REPUBLIKA.CO.ID, YOGYAKARTA -- Menteri Agraria dan Tata Ruang/Kepala Badan Pertanahan Nasional, Ferry Mursidan Baldan mengatakan, pihaknya akan konsisten dalam menjaga tidak adanya kehilangan potensi pemasukan bagi negara dalam pengalihan hak atas tanah. Karenanya, tidak boleh hak atas tanah yang dialihkan tidak langsung disertai proses balik nama.
"Itu tidak boleh, itu akan kita masukkan pelanggaran hukum belum berganti nama tidak boleh karena ada //lost// pemasukan untuk negara. Jadi ambil alih hak atas tanah harus langsung disertai balik nama atas hak tanah itu," katanya kepada wartawan pada Rapat Kerja Nasional (Rakernas) I, Ikatan Pejabat Pembuat Akta Tanah (IPPAT) di Yogyakarta, Jumat (18/3).

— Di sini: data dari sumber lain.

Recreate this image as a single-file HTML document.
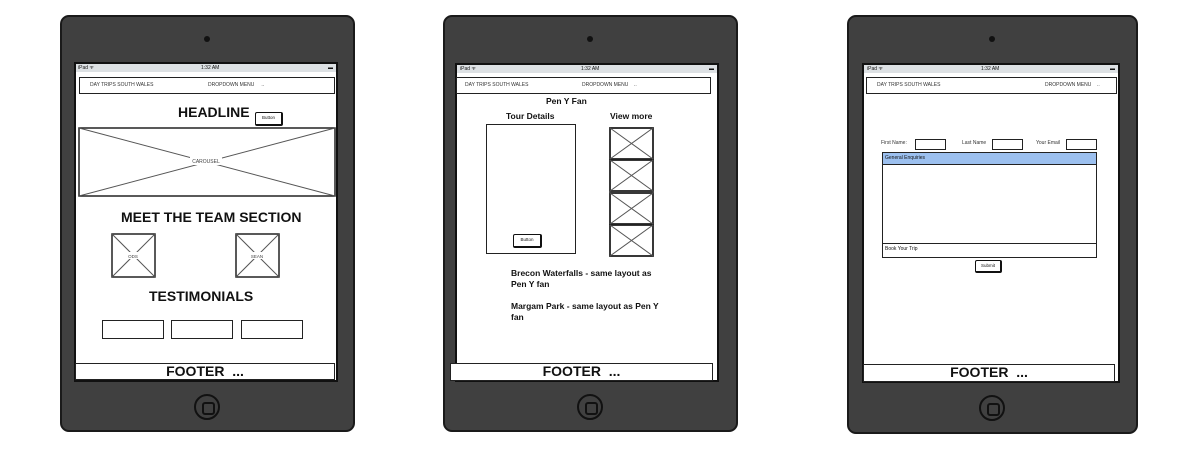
<!DOCTYPE html>
<html><head><meta charset="utf-8"><style>
*{margin:0;padding:0;box-sizing:border-box}
body{width:1183px;height:460px;background:#fff;position:relative;overflow:hidden;font-family:"Liberation Sans",sans-serif;color:#111}
.a{position:absolute}
.ipad{position:absolute;background:#404040;border:2px solid #1a1a1a;border-radius:9px}
.cam{position:absolute;width:6px;height:6px;border-radius:50%;background:#111}
.home{position:absolute;width:26px;height:26px;border-radius:50%;border:2.5px solid #111}
.home:after{content:"";position:absolute;left:6px;top:6px;width:9px;height:9px;border:2px solid #111;border-radius:3px}
.scr{position:absolute;background:#fff;border:2px solid #111}
.sb{position:absolute;left:0;right:0;top:0;height:8px;background:#dde1e4;font-size:5px;line-height:8px}
.nav{position:absolute;border:1.5px solid #222;background:#fff;font-size:5px;line-height:15px;color:#333}
.box{position:absolute;border:1.5px solid #222;background:#fff}
.foot{position:absolute;border:1.5px solid #222;background:#fff;font-weight:bold;font-size:14px;text-align:center;line-height:15px}
.b{font-weight:bold}
.btn{position:absolute;border:1.5px solid #111;border-right-width:2.5px;border-bottom-width:2.5px;background:#fff;font-size:4.5px;text-align:center;border-radius:2px}
</style></head><body>

<!-- iPad 1 -->
<div class="ipad" style="left:60px;top:15px;width:295px;height:417px"></div>
<div class="cam" style="left:204px;top:36px"></div>
<div class="home" style="left:194px;top:394px"></div>
<div class="scr" style="left:74px;top:62px;width:264px;height:320px">
 <div class="sb"><span style="position:absolute;left:2px">iPad ᯤ</span><span style="position:absolute;left:125px">1:32 AM</span><span style="position:absolute;right:3px">▬</span></div>
</div>
<div class="nav" style="left:79px;top:77px;width:256px;height:17px"><span class="a" style="left:10px">DAY TRIPS SOUTH WALES</span><span class="a" style="left:128px">DROPDOWN MENU &nbsp;&nbsp;&nbsp;&nbsp;..</span></div>
<div class="a b" style="left:178px;top:104px;font-size:14px">HEADLINE</div>
<div class="btn" style="left:255px;top:112px;width:28px;height:14px;line-height:10px">Button</div>
<svg class="a" style="left:78px;top:127px" width="258" height="70"><rect x="1" y="1" width="256" height="68" fill="#fff" stroke="#222" stroke-width="1.5"/><line x1="1" y1="1" x2="257" y2="69" stroke="#555"/><line x1="257" y1="1" x2="1" y2="69" stroke="#555"/><rect x="112" y="29" width="32" height="9" fill="#fff"/><text x="128" y="36" font-size="5" text-anchor="middle" fill="#444" font-family="Liberation Sans">CAROUSEL</text></svg>
<div class="a b" style="left:121px;top:209px;font-size:14px">MEET THE TEAM SECTION</div>
<svg class="a" style="left:111px;top:233px" width="46" height="46"><rect x="1" y="1" width="43" height="43" fill="#fff" stroke="#222" stroke-width="1.5"/><line x1="1" y1="1" x2="44" y2="44" stroke="#555"/><line x1="44" y1="1" x2="1" y2="44" stroke="#555"/><rect x="14" y="19" width="17" height="7" fill="#fff"/><text x="22" y="25" font-size="4.5" text-anchor="middle" fill="#444">ODS</text></svg>
<svg class="a" style="left:235px;top:233px" width="46" height="46"><rect x="1" y="1" width="43" height="43" fill="#fff" stroke="#222" stroke-width="1.5"/><line x1="1" y1="1" x2="44" y2="44" stroke="#555"/><line x1="44" y1="1" x2="1" y2="44" stroke="#555"/><rect x="13" y="19" width="19" height="7" fill="#fff"/><text x="22" y="25" font-size="4.5" text-anchor="middle" fill="#444">SEAN</text></svg>
<div class="a b" style="left:149px;top:288px;font-size:14px">TESTIMONIALS</div>
<div class="box" style="left:102px;top:320px;width:62px;height:19px"></div>
<div class="box" style="left:171px;top:320px;width:62px;height:19px"></div>
<div class="box" style="left:241px;top:320px;width:62px;height:19px"></div>
<div class="foot" style="left:75px;top:363px;width:260px;height:17px">FOOTER &nbsp;...</div>

<!-- iPad 2 -->
<div class="ipad" style="left:443px;top:15px;width:295px;height:417px"></div>
<div class="cam" style="left:587px;top:36px"></div>
<div class="home" style="left:577px;top:394px"></div>
<div class="scr" style="left:455px;top:63px;width:264px;height:319px">
 <div class="sb"><span style="position:absolute;left:3px">iPad ᯤ</span><span style="position:absolute;left:124px">1:32 AM</span><span style="position:absolute;right:3px">▬</span></div>
</div>
<div class="nav" style="left:456px;top:77px;width:255px;height:17px"><span class="a" style="left:8px">DAY TRIPS SOUTH WALES</span><span class="a" style="left:125px">DROPDOWN MENU &nbsp;&nbsp;&nbsp;..</span></div>
<div class="a b" style="left:546px;top:96px;font-size:8.5px">Pen Y Fan</div>
<div class="a b" style="left:506px;top:111px;font-size:8.5px">Tour Details</div>
<div class="a b" style="left:610px;top:111px;font-size:8.5px">View more</div>
<div class="box" style="left:486px;top:124px;width:90px;height:130px"></div>
<div class="btn" style="left:513px;top:234px;width:29px;height:14px;line-height:10px">Button</div>
<svg class="a" style="left:609px;top:127px" width="46" height="132">
<g fill="#fff" stroke="#222" stroke-width="1.8"><rect x="1" y="1" width="43" height="31"/><rect x="1" y="33" width="43" height="31"/><rect x="1" y="66" width="43" height="31"/><rect x="1" y="98" width="43" height="31"/></g>
<g stroke="#555"><path d="M1 1L44 32M44 1L1 32M1 33L44 64M44 33L1 64M1 66L44 97M44 66L1 97M1 98L44 129M44 98L1 129"/></g></svg>
<div class="a b" style="left:511px;top:268px;font-size:8.5px;line-height:11px;width:152px">Brecon Waterfalls - same layout as Pen Y fan</div>
<div class="a b" style="left:511px;top:301px;font-size:8.5px;line-height:11px;width:152px">Margam Park - same layout as Pen Y fan</div>
<div class="foot" style="left:450px;top:363px;width:263px;height:18px">FOOTER &nbsp;...</div>

<!-- iPad 3 -->
<div class="ipad" style="left:847px;top:15px;width:291px;height:419px"></div>
<div class="cam" style="left:989px;top:36px"></div>
<div class="home" style="left:979px;top:395px"></div>
<div class="scr" style="left:862px;top:63px;width:258px;height:320px">
 <div class="sb"><span style="position:absolute;left:3px">iPad ᯤ</span><span style="position:absolute;left:117px">1:32 AM</span><span style="position:absolute;right:3px">▬</span></div>
</div>
<div class="nav" style="left:866px;top:77px;width:251px;height:17px"><span class="a" style="left:10px">DAY TRIPS SOUTH WALES</span><span class="a" style="left:178px">DROPDOWN MENU &nbsp;&nbsp;&nbsp;..</span></div>
<div class="a" style="left:881px;top:140px;font-size:5px;color:#333">First Name:</div>
<div class="box" style="left:915px;top:139px;width:31px;height:11px"></div>
<div class="a" style="left:962px;top:140px;font-size:5px;color:#333">Last Name</div>
<div class="box" style="left:992px;top:139px;width:31px;height:11px"></div>
<div class="a" style="left:1036px;top:140px;font-size:5px;color:#333">Your Email</div>
<div class="box" style="left:1066px;top:139px;width:31px;height:11px"></div>
<div class="box" style="left:882px;top:152px;width:215px;height:106px"></div>
<div class="a" style="left:883px;top:153px;width:213px;height:12px;background:#9cc0ef;border-bottom:1.5px solid #222;font-size:5px;line-height:11px;padding-left:2px">General Enquiries</div>
<div class="a" style="left:883px;top:243px;width:213px;height:13px;border-top:1.5px solid #222;font-size:5px;line-height:11px;padding-left:2px">Book Your Trip</div>
<div class="btn" style="left:975px;top:260px;width:27px;height:13px;line-height:9px">Submit</div>
<div class="foot" style="left:863px;top:364px;width:252px;height:18px">FOOTER &nbsp;...</div>
</body></html>
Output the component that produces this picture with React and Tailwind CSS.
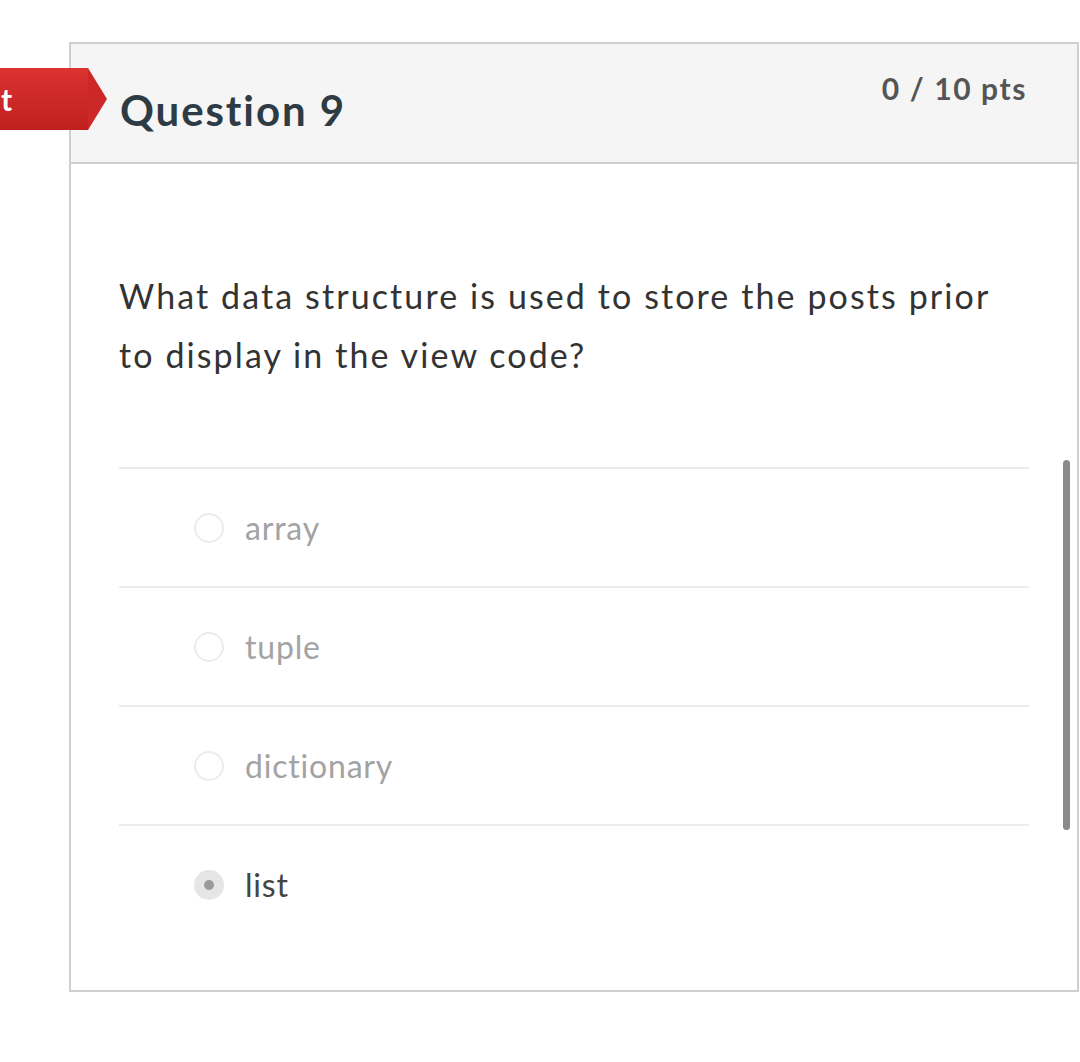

Menurut Ferry, pengambilalihan hak atas tanah yang tidak disertai balik nama merupakan pelanggaran administrasi dan itu akan diproses secara hukum.
Terkait hal ini, pihaknya berharap ada sinergi yang bagus dengan para PPAT yaang tergabung di IPPAT tersebut. Sinergi juga terkait kemudahan kepengurusan hak atas tanah. Ferry juga berharap PPAT terus meningkatkan profesionalitasnya dalam pengurusan tanah.
Kementrian sendiri, kata dia, sudah memberikan aturan untuk standarisasi kepengurusan tanah di Indonesia. Kementrian juga meningkatkan sosialisasi kepengurusan tanah melalui informasi online yang akan terus ditingkatkan ke depannya.
Ketua Umum IPPAT, Syafran Sofyan mengatakan, biaya pertanggungan yang dilakukan PPAT dalam satu tahun cukup banyak. Biaya pertanggungan tanah di bank se-Jabodetabek saja dalam setahun bisa mencapai Rp 300 triliun dan sekitar Rp 8.000 triliun di seluruh Indonesia. "Ini belum termasuk biaya balik nama tanah dan kepengurusan tanah lainnya," ujarnya.
Karena itulah, kata dia, IPPAT melakukan sinergi dengan berbagai pihak termasuk pemerintah daerah dan pusat. Sinergi ini juga dibahas dalam Rakernas tersebut.